Mailbag Item No. 3: "Dear David. To begin with, I want to thank you and Tom for the wonderful business you started. I want to thank your dad for instilling the values of investing into you and your brother. I want to apologize for the length this letter is going to be, but I consider it long overdue.

I'll introduce myself. My name is Chris Olson. I've been a member of Motley Fool services for going on seven years. I've listened to every Motley Fool podcast, even before my membership, which that long ago was just Market Foolery and Motley Fool Money.

I'm 36 years old. I'm a dairy farmer and rancher. I'm married and have six kids [four of my own, two step-]. I've heard you say you read every letter [eventually, of course]. I was going to share with you a little bit of my evolution as an investor, and how The Motley Fool has played a role in my life.

I didn't exactly grow up wealthy. My dad had a small construction company. My mom framed pictures in a shop of hers. Gold, guns, and land is the investing mindset, here, in rural Minnesota. Stocks are very contrarian.

I have worked on farms and a few other jobs on and off since I was 14. After high school I went to college for computers because that's what you did for the big paychecks in the early 2000s. After finishing college and working a few internships, I developed a strong distaste for technology. I started working for a dairy that I had worked at in my earlier years. Cattle is a niche I've developed a strong skillset for. I now manage 600 head of dairy cows, nine employees, and I'm working toward being a partner.

We have one of the highest-quality dairies in the state of Minnesota based on quality of milk and industry comparisons on a variety of metrics. I also operate my own small farm where I raise cattle for market at my home and my family's farmlands that I'm fourth generation to inherit. All this jointly with a small-scale egg business."

A quick pause from the text, here. This makes me exhausted thinking about how hard-working and productive Chris Olson is. I'm very happy to note that he's a fellow American. We need as many of these great people as possible. This is remarkable!

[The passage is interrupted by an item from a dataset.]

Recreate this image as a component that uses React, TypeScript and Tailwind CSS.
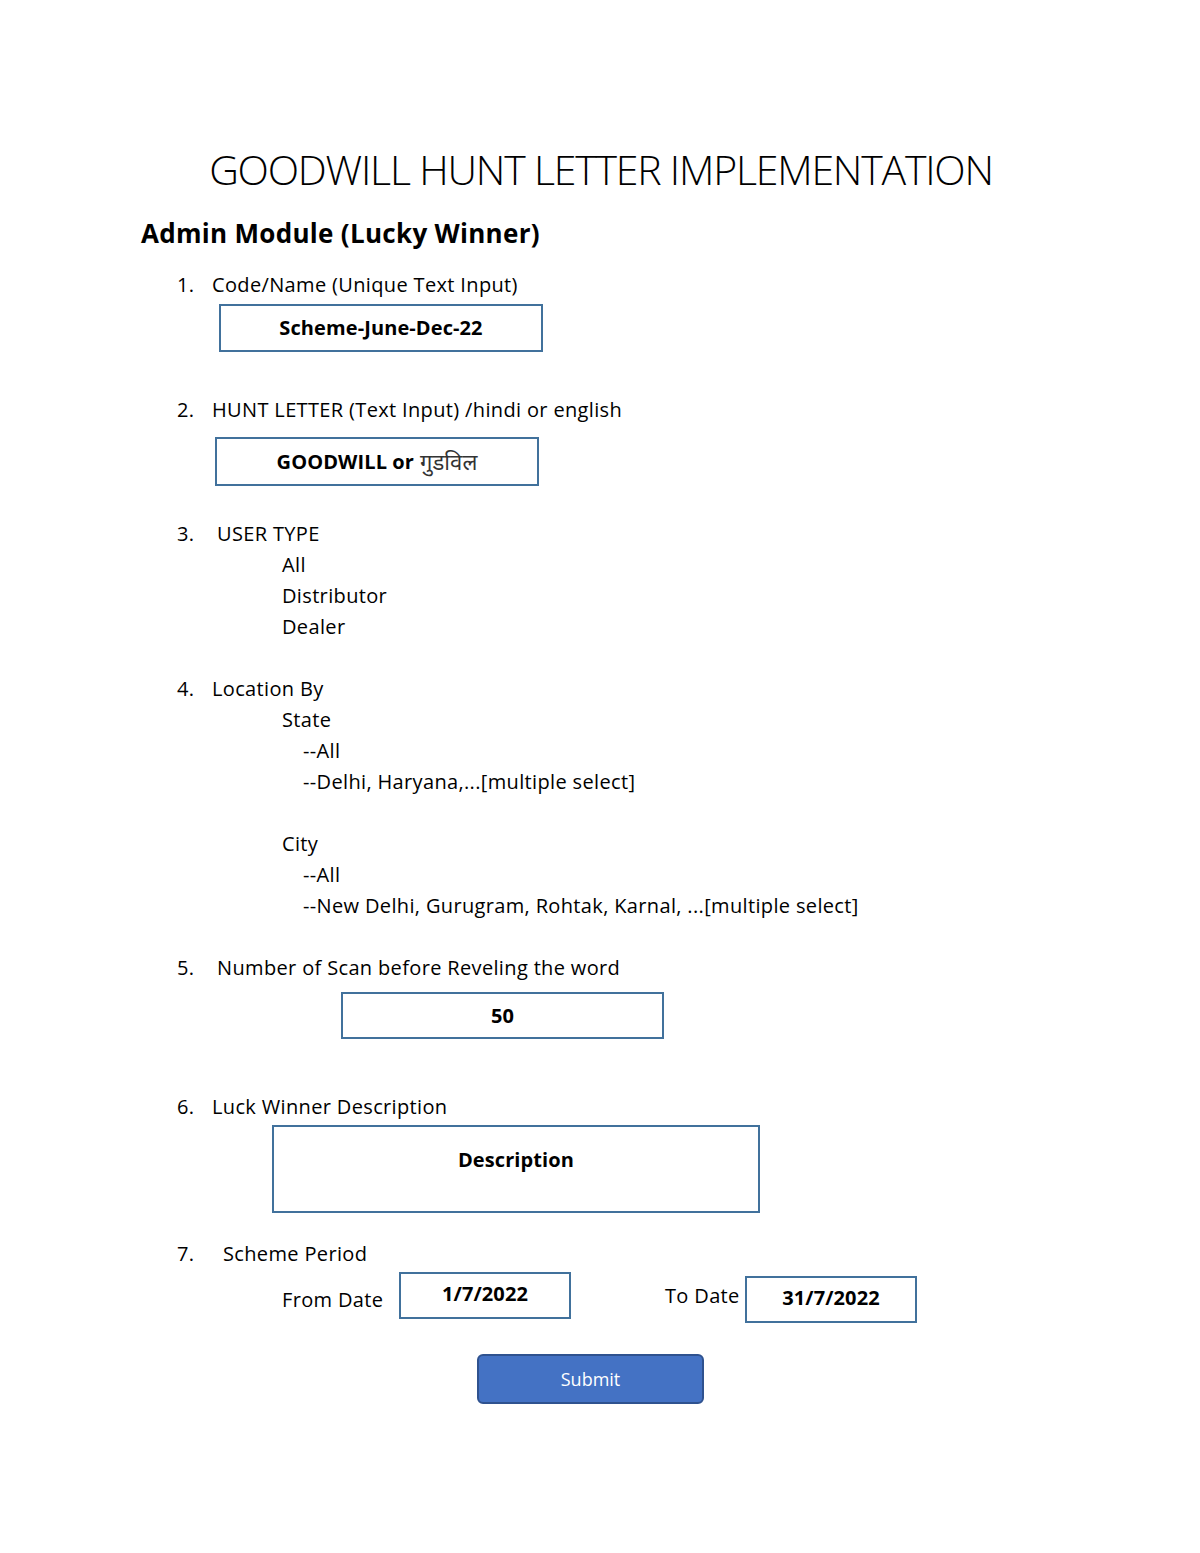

"Working in agriculture exposes you to some of the most severe and rewarding prices paid for commodities," Chris goes on. "It's where much of my interest in investing was born. I received Money Magazine at one point maybe 12 or 13 years ago. It was like five dollars for a year, and I figured, 'Why not?' I started reading about the stocks they'd suggest and figured I'd take a try at it. I opened a brokerage and put $1,000 on RIG." That's Transocean, I believe. "That was a Money Magazine rec," he says.

After worrying about it incessantly for a month, I sold the stock at about a $20 gain. I stepped away from the individual stocks for a good four or so years after. At that time my job didn't offer a 401(K), so I started contributing to a mutual fund and a traditional IRA, basically what I could afford, but it wasn't much.

My mutual fund did just fine, especially since I contributed all through the financial crisis, but I wanted more to do with the markets and individual stocks, so I started looking for business podcasts. Some were extremely boring and macro in focus -- not specific to companies.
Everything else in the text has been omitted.